Personas earn their keep by actively influencing design decisions. They are tools for evaluation and ideation. In a design critique, instead of asking "Do we like this feature?" you ask, "Would this help Sarah achieve her goal of quickly submitting an expense report?" This frames feedback through a user-centric lens.

Use personas to facilitate prioritization. When debating a roadmap, map features against which persona they serve and how critical they are to that persona's primary goals. A feature that solves a major frustration for your primary persona should outrank a nice-to-have for a secondary user. Personas also build team empathy and align stakeholders; they create a shared vocabulary and a common mental model of "who we are building for." In meetings, referencing "Sarah's need" is more tangible and unifying than discussing "the user's need."
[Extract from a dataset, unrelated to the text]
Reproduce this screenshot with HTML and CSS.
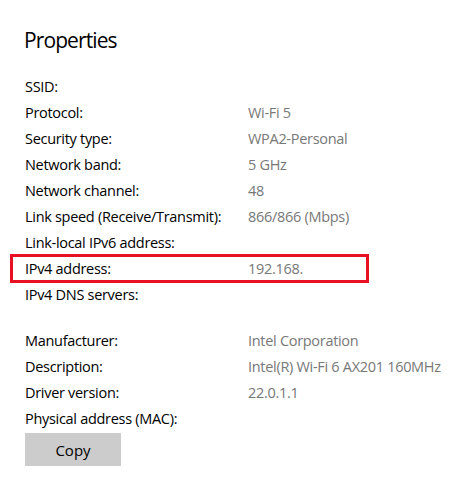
FILE: index.html
```html
<!DOCTYPE html>
<html lang="en">

<head>
    <meta charset="UTF-8">
    <meta name="viewport" content="width=device-width, initial-scale=1.0">
    <title>Properties</title>
    <link rel="stylesheet" href="styles.css">
</head>

<body>
    <div id="panel">
        <h2 class="title">Properties</h2>
        <div class="props">
            <div class="row"><span class="label">SSID:</span><span class="value"></span></div>
            <div class="row"><span class="label">Protocol:</span><span class="value">Wi-Fi 5</span></div>
            <div class="row"><span class="label">Security type:</span><span class="value">WPA2-Personal</span></div>
            <div class="row"><span class="label">Network band:</span><span class="value">5 GHz</span></div>
            <div class="row"><span class="label">Network channel:</span><span class="value">48</span></div>
            <div class="row"><span class="label">Link speed (Receive/Transmit):</span><span class="value">866/866 (Mbps)</span></div>
            <div class="row"><span class="label">Link-local IPv6 address:</span><span class="value"></span></div>
            <div class="row marked"><span class="label">IPv4 address:</span><span class="value">192.168.</span></div>
            <div class="row"><span class="label">IPv4 DNS servers:</span><span class="value"></span></div>
        </div>
        <div class="props gap">
            <div class="row"><span class="label">Manufacturer:</span><span class="value">Intel Corporation</span></div>
            <div class="row"><span class="label">Description:</span><span class="value">Intel(R) Wi-Fi 6 AX201 160MHz</span></div>
            <div class="row"><span class="label">Driver version:</span><span class="value">22.0.1.1</span></div>
            <div class="row"><span class="label">Physical address (MAC):</span><span class="value"></span></div>
        </div>
        <button class="copy">Copy</button>
    </div>
</body>

</html>
```

FILE: styles.css
```css
*,
*::before,
*::after {
    margin: 0;
    padding: 0;
    box-sizing: border-box;
}

body,
html {
    height: 100%;
    width: 100%;
    background: #fff;
    font-family: "Open Sans", "Noto Sans", sans-serif;
    color: #000;
}

#panel {
    padding: 25px 0 0 25px;
    display: flex;
    flex-direction: column;
    align-items: flex-start;
}

.title {
    font-size: 21px;
    font-weight: 400;
    line-height: 30px;
    margin-left: -1px;
    margin-bottom: 18px;
    letter-spacing: -0.9px;
}

.props {
    width: 100%;
    display: flex;
    flex-direction: column;
}

.props.gap {
    margin-top: 20px;
}

.row {
    display: grid;
    grid-template-columns: 223px auto;
    height: 26px;
    align-items: center;
    font-size: 14.5px;
    letter-spacing: -0.3px;
}

.value {
    color: #787878;
}

.marked {
    position: relative;
}

.marked::before {
    content: "";
    position: absolute;
    left: -15px;
    top: -1px;
    width: 359px;
    height: 29px;
    border: 3px solid #e81123;
}

.copy {
    margin-top: 2px;
    width: 96px;
    height: 33px;
    background: #cccccc;
    border: none;
    font-family: "Open Sans", "Noto Sans", sans-serif;
    font-size: 15px;
    color: #000;
}
```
Maintaining Relevance and Avoiding Pitfalls

A persona’s utility decays if it becomes a static document filed away after a project kickoff. Keeping personas updated is crucial. Revisit them after major new research findings, significant shifts in your market, or the launch of a new product version. A persona is a living hypothesis about your users, and it should evolve as your understanding deepens.

Furthermore, personas must be socialized to be effective. Integrate them into your team’s workflow—pin them on walls, reference them in sprint goals, and use them in onboarding new team members. This continuous engagement ensures they remain active tools, not forgotten artifacts.

Common Pitfalls

  1. Building Personas from Stereotypes or Assumptions: The most critical failure is creating personas based on what the team thinks the user is like, rather than research data. This reinforces biases and leads to misguided design. Correction: Mandate that every attribute on a persona card must be traceable to a research insight. Use direct quotes from interviews as evidence.
  2. Creating Too Many Personas: Developing eight or ten detailed personas dilutes focus and makes it impossible for a team to internalize them all. Correction: Limit your core set to 3-5 primary personas that represent the most critical user segments. Prioritize based on business goals and user needs.
  3. Treating Personas as a One-Time Project: Filing personas away after initial creation renders them useless. Correction: Schedule regular persona "health checks." Use new data from usability tests or support tickets to update their frustrations or behaviors, keeping them accurate.
  4. Designing for Everyone (The "Elastic User"): When a persona is too vague (e.g., "Users want simplicity"), it stretches to fit any argument, providing no real guidance. Correction: Embrace specific, sometimes conflicting, needs. A well-defined persona will clearly indicate when a design idea does not serve its goals, which is just as valuable as confirming when it does.

Summary

  • Personas are research-based artifacts. Their authority and utility stem solely from synthesis of real qualitative and quantitative user data, not from team assumptions.
  • A robust persona framework captures goals (life, experience, end), frustrations, behaviors, and context. This holistic view turns data into a relatable human narrative that guides design.
  • The primary value of personas is in their application. They are decision-making tools that build shared empathy, align stakeholders, and provide a user-centric lens for evaluating features and priorities.
  • To remain useful, personas must be living documents. Avoid stereotypes, limit their number for focus, and update them regularly with new research to prevent them from becoming outdated and irrelevant.